The McAfee Community Visits The National Memorial for Peace and Justice: A Student’s Perspective
I can assume many things about you from your name though I’ve never met you. I can imagine the life you must have led or the family that you came from. I can form a picture of what you may have looked like. Perhaps your eyes were brown, maybe a shade darker than mine. Maybe your hair was straight, curly and thick like mine. Maybe you were tall like my daddy or as strong as my momma. Were you a child? Man or a woman? Did you have a family? What were your aspirations? Your name leaves me speculating about you. I couldn’t see your face. I couldn’t hear your voice, but your story is being told.
America has done very little in acknowledging the damage created from its long history of injustice against people of color. In the last century, there have been decades of segregation, racial terror, and lynching. It has only been a little over fifty years since black people in this country were given the right to vote and attend public schools. Conversations on lynching and its legacy had taken a backseat, until now. There are effects of this horrific history lingering today, but the conversation is emerging, just down the road in the Heart of Dixie.
On February 27, 2019, Mercer University’s McAfee School of Theology took a trip to Montgomery, Alabama where we visited The National Memorial for Peace and Justice and The Legacy Museum: From Enslavement to Mass Incarceration. Current students, alum, faculty, and friends of McAfee gathered together to embrace and reflect upon the dark and heavy struggle of the African American people in this country. This narrative is told by many and often, but to touch, to see, and to come face to face with the injustices that have shaped much of this country shed new light on our calling as carriers of the Gospel of Christ. During our visit, there were tears shed by onlookers, experiences exchanged, and a thread of hope that bound us together.

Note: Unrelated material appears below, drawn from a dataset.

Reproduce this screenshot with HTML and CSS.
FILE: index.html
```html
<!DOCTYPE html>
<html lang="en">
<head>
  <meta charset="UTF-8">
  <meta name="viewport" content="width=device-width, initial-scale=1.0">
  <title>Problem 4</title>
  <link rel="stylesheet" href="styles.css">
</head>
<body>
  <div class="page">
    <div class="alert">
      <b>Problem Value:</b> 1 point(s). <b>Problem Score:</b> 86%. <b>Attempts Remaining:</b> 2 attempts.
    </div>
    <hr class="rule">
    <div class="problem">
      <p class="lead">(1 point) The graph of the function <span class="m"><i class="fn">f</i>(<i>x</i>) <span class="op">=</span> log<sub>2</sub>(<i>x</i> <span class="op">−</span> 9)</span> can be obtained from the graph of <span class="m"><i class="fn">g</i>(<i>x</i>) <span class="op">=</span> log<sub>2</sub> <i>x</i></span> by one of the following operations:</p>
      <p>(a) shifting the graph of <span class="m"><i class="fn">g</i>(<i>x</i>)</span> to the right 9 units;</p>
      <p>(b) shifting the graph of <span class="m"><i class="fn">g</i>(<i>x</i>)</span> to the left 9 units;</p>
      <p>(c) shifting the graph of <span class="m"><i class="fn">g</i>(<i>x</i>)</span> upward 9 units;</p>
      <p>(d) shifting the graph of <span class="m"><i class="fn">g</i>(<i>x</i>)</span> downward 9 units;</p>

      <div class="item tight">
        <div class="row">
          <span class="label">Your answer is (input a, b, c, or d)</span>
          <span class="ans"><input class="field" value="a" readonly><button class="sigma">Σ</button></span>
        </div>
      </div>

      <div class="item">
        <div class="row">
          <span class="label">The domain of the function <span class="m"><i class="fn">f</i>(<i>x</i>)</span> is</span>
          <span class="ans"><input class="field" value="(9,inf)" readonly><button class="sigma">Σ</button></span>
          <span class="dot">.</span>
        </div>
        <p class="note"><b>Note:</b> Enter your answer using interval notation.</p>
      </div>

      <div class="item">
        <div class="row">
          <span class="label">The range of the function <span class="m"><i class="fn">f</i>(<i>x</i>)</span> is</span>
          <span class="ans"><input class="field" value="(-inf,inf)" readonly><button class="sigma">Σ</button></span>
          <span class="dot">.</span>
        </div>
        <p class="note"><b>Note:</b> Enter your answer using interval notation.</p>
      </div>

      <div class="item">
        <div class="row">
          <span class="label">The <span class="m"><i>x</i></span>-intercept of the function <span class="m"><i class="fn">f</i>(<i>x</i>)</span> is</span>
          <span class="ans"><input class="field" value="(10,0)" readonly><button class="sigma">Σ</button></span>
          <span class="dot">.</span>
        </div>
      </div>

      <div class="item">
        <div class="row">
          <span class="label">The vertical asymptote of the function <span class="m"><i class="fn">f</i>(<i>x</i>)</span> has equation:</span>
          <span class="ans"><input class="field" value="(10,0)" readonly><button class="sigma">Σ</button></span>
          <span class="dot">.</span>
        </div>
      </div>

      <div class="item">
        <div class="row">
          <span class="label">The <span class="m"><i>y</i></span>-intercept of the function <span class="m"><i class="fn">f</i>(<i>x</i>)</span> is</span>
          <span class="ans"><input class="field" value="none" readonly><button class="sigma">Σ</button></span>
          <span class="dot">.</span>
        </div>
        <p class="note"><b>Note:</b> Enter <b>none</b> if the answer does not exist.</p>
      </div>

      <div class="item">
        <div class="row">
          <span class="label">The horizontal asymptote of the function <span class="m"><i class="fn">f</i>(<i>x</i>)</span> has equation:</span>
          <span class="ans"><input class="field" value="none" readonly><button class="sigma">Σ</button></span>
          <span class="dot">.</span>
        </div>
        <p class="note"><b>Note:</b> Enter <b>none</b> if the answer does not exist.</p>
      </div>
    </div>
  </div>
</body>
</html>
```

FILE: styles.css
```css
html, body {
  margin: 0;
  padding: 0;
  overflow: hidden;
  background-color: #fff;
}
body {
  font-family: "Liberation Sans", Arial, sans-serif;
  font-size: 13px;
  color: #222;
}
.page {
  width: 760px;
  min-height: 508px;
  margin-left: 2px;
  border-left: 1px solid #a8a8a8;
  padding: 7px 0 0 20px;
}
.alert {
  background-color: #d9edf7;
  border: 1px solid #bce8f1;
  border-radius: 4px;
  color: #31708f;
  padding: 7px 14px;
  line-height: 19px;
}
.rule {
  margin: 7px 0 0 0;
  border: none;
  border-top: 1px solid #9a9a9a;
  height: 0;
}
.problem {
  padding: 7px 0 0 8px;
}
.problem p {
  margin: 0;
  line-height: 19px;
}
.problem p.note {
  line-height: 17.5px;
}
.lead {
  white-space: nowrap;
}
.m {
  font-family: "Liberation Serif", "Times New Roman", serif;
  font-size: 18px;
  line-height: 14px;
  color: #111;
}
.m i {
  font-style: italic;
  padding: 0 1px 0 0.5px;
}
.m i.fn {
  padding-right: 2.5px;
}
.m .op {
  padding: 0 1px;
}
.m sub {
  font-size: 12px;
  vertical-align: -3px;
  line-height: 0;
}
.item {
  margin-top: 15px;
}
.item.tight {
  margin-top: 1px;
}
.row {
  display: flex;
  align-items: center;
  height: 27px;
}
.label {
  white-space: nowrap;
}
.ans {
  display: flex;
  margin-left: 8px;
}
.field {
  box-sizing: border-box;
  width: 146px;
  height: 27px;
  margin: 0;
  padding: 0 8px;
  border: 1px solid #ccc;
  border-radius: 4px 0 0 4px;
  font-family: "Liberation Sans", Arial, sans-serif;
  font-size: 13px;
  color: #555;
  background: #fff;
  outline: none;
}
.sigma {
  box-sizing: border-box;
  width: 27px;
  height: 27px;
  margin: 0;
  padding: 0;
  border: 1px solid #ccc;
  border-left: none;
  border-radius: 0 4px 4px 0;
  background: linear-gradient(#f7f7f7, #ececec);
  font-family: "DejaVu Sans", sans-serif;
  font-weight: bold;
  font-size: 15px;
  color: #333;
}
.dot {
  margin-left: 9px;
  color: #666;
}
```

Our first stop, The National Memorial for Peace and Justice. Upon entering the memorial, there is a powerful sculpture depicting enslaved African men and women. Ghanaian artist Kwame Akoto-Bamfo dedicates the work to the memory of the victims of the trans-Atlantic slave trade. The strength represented in these sculptures are impeccable. Confronted by this visual, many conversations stop or resolve in silent whispers. The ambience of the remainder of the memorial carries that solitude with every word that is read. The memorial continues over six acres of land that contain the names of over 4000 lynching victims engraved on columns representing each county in the United States where racial terror lynchings took place. Those columns of names transitioned to plaques of stories untold. These stories were not crowded together, rather each had its own place to be processed, looked upon, and embraced. Here are just a few:
Three brothers with the surname Sylvester were lynched in Proctor, West Virginia, in 1886 after they were accused of theft.
Fred Rochelle, 16, was burned alive in a public spectacle lynching before thousands in Polk County, Florida, in 1901.
David Walker, his wife, and their four children were lynched in Hickman, Kentucky, in 1908 after Mr. Walker was accused of using inappropriate language with a white woman.
Jesse Thornton was lynched in Luverne, Alabama, in 1940 for addressing a white police officer without the title “mister.”
Dozens of black sugar cane workers were lynched in Thibodaux, Louisiana, in 1887 for striking to protest low wages.
These are just a few of the stories told. There are 90 in all at the memorial which are based on archival accounts dating from 1877 to 1950. These horrendous stories seem to take the air from your lungs as they are read one by one. There is no place like this. There is no other recognition of this history acknowledged or accepted. There are no efforts to commemorate the lives of the individuals and families affected then and now by these events. Unfortunately, that is the point being made at the memorial. It has become a lighthouse that remembers such a dark history in a remarkable light of hope.
Our next stop, The Legacy Museum: From Enslavement to Mass Incarceration. The museum is 11,000 sq. ft and is built on the site of a former warehouse where enslaved black people were imprisoned. It is located midway between a historic slave market and the main river dock and train station where tens of thousands of enslaved people were trafficked during the height of the domestic slave trade (Equal Justice Initiative). This interactive museum highlights the narrative of the domestic slave trade, racial terrorism, Jim Crow South, and the world’s largest prison system. People spread throughout the museum exploring the reality of many marginalized, voiceless people. There were tears, there were questions, and there were conversations about what was heard and seen. One student shared an experience of overhearing another visitor in the museum asking, “What was the point of it all?” Questions like these show the necessity for memorials and museums such as this one.
The experience of this trip has beckoned us all to respond with courage in light of what our eyes had seen, what our ears had heard, what our hands had touched, and what our hearts had felt. It left us with unanswered questions and many unprocessed thoughts. We don’t have all of the names, but we have some. We don’t have all of the answers, but we have found some truth. We have moved your truths from our heads to our hearts, asking the age old question, what does the Lord require of us today?